— Begin —
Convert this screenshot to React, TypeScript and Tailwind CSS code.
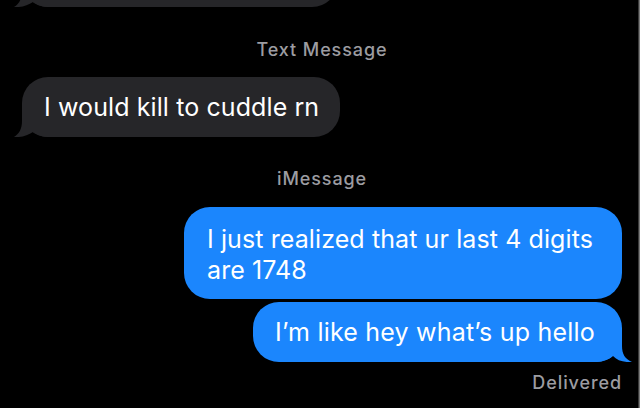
import React from "react";

const GRAY = "#262629";
const BLUE = "#1b86fd";

function LeftTail() {
  return (
    <svg
      className="absolute left-[-10px] bottom-0"
      width="40"
      height="28"
      viewBox="0 0 40 28"
    >
      <path
        d="M10 0 L10 12 C10 20 7 25 2 28 C9 28.6 16 26.5 21 23 C25 26 30 28 38 28 L38 0 Z"
        fill={GRAY}
      />
    </svg>
  );
}

function RightTail() {
  return (
    <svg
      className="absolute right-[-10px] bottom-0"
      width="40"
      height="28"
      viewBox="0 0 40 28"
    >
      <path
        d="M30 0 L30 12 C30 20 33 25 40 28 C32 28.6 25 26.5 21 22 C16 26 10 28 2 28 L2 0 Z"
        fill={BLUE}
      />
    </svg>
  );
}

export default function App() {
  return (
    <div
      className="w-[640px] h-[408px] bg-black overflow-hidden flex"
      style={{ fontFamily: "Inter, 'Noto Sans', sans-serif" }}
    >
      <div className="w-[638px] flex flex-col">
        {/* partial bubble at top */}
        <div
          className="relative ml-[22px] mt-[-53px] w-[316px] h-[60px] rounded-[26px]"
          style={{ backgroundColor: GRAY }}
        >
          <LeftTail />
        </div>

        <div className="mt-[32px] pl-[6px] text-center text-[18px] leading-[22px] font-medium tracking-[0.9px] text-[#9c9ca1]">
          Text Message
        </div>

        <div
          className="relative mt-[16px] ml-[22px] w-[318px] h-[60px] rounded-[26px] flex items-center pl-[22px]"
          style={{ backgroundColor: GRAY }}
        >
          <LeftTail />
          <span className="relative whitespace-nowrap text-white text-[25px] leading-[31px] tracking-[0.1px]">
            I would kill to cuddle rn
          </span>
        </div>

        <div className="mt-[31px] pl-[6px] text-center text-[18px] leading-[22px] font-medium tracking-[0.9px] text-[#9c9ca1]">
          iMessage
        </div>

        <div className="mt-[17px] self-end mr-[16px] w-[438px] h-[92px] rounded-[26px] flex items-center pl-[23px] pt-[4px]"
          style={{ backgroundColor: BLUE }}
        >
          <span className="whitespace-nowrap text-white text-[25px] leading-[31px] tracking-[0.1px]">
            I just realized that ur last 4 digits
            <br />
            are 1748
          </span>
        </div>

        <div
          className="relative mt-[3px] self-end mr-[16px] w-[369px] h-[60px] rounded-[26px] flex items-center pl-[22px]"
          style={{ backgroundColor: BLUE }}
        >
          <RightTail />
          <span className="relative whitespace-nowrap text-white text-[25px] leading-[31px] tracking-[0.2px]">
            I’m like hey what’s up hello
          </span>
        </div>

        <div className="mt-[10px] pr-[16px] text-right text-[18px] leading-[22px] font-medium tracking-[0.9px] text-[#9c9ca1]">
          Delivered
        </div>
      </div>
      <div className="w-[1px] bg-[#3a3a3a]" />
      <div className="w-[1px] bg-[#7a7a7a]" />
    </div>
  );
}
— End —
*Work to do:* Give the data again exactly as written, with all pictures left out.

*Result of the exercise:*
Convert this screenshot to React, TypeScript and Tailwind CSS code.
import React from "react";

const GRAY = "#262629";
const BLUE = "#1b86fd";

function LeftTail() {
  return (
    <svg
      className="absolute left-[-10px] bottom-0"
      width="40"
      height="28"
      viewBox="0 0 40 28"
    >
      <path
        d="M10 0 L10 12 C10 20 7 25 2 28 C9 28.6 16 26.5 21 23 C25 26 30 28 38 28 L38 0 Z"
        fill={GRAY}
      />
    </svg>
  );
}

function RightTail() {
  return (
    <svg
      className="absolute right-[-10px] bottom-0"
      width="40"
      height="28"
      viewBox="0 0 40 28"
    >
      <path
        d="M30 0 L30 12 C30 20 33 25 40 28 C32 28.6 25 26.5 21 22 C16 26 10 28 2 28 L2 0 Z"
        fill={BLUE}
      />
    </svg>
  );
}

export default function App() {
  return (
    <div
      className="w-[640px] h-[408px] bg-black overflow-hidden flex"
      style={{ fontFamily: "Inter, 'Noto Sans', sans-serif" }}
    >
      <div className="w-[638px] flex flex-col">
        {/* partial bubble at top */}
        <div
          className="relative ml-[22px] mt-[-53px] w-[316px] h-[60px] rounded-[26px]"
          style={{ backgroundColor: GRAY }}
        >
          <LeftTail />
        </div>

        <div className="mt-[32px] pl-[6px] text-center text-[18px] leading-[22px] font-medium tracking-[0.9px] text-[#9c9ca1]">
          Text Message
        </div>

        <div
          className="relative mt-[16px] ml-[22px] w-[318px] h-[60px] rounded-[26px] flex items-center pl-[22px]"
          style={{ backgroundColor: GRAY }}
        >
          <LeftTail />
          <span className="relative whitespace-nowrap text-white text-[25px] leading-[31px] tracking-[0.1px]">
            I would kill to cuddle rn
          </span>
        </div>

        <div className="mt-[31px] pl-[6px] text-center text-[18px] leading-[22px] font-medium tracking-[0.9px] text-[#9c9ca1]">
          iMessage
        </div>

        <div className="mt-[17px] self-end mr-[16px] w-[438px] h-[92px] rounded-[26px] flex items-center pl-[23px] pt-[4px]"
          style={{ backgroundColor: BLUE }}
        >
          <span className="whitespace-nowrap text-white text-[25px] leading-[31px] tracking-[0.1px]">
            I just realized that ur last 4 digits
            <br />
            are 1748
          </span>
        </div>

        <div
          className="relative mt-[3px] self-end mr-[16px] w-[369px] h-[60px] rounded-[26px] flex items-center pl-[22px]"
          style={{ backgroundColor: BLUE }}
        >
          <RightTail />
          <span className="relative whitespace-nowrap text-white text-[25px] leading-[31px] tracking-[0.2px]">
            I’m like hey what’s up hello
          </span>
        </div>

        <div className="mt-[10px] pr-[16px] text-right text-[18px] leading-[22px] font-medium tracking-[0.9px] text-[#9c9ca1]">
          Delivered
        </div>
      </div>
      <div className="w-[1px] bg-[#3a3a3a]" />
      <div className="w-[1px] bg-[#7a7a7a]" />
    </div>
  );
}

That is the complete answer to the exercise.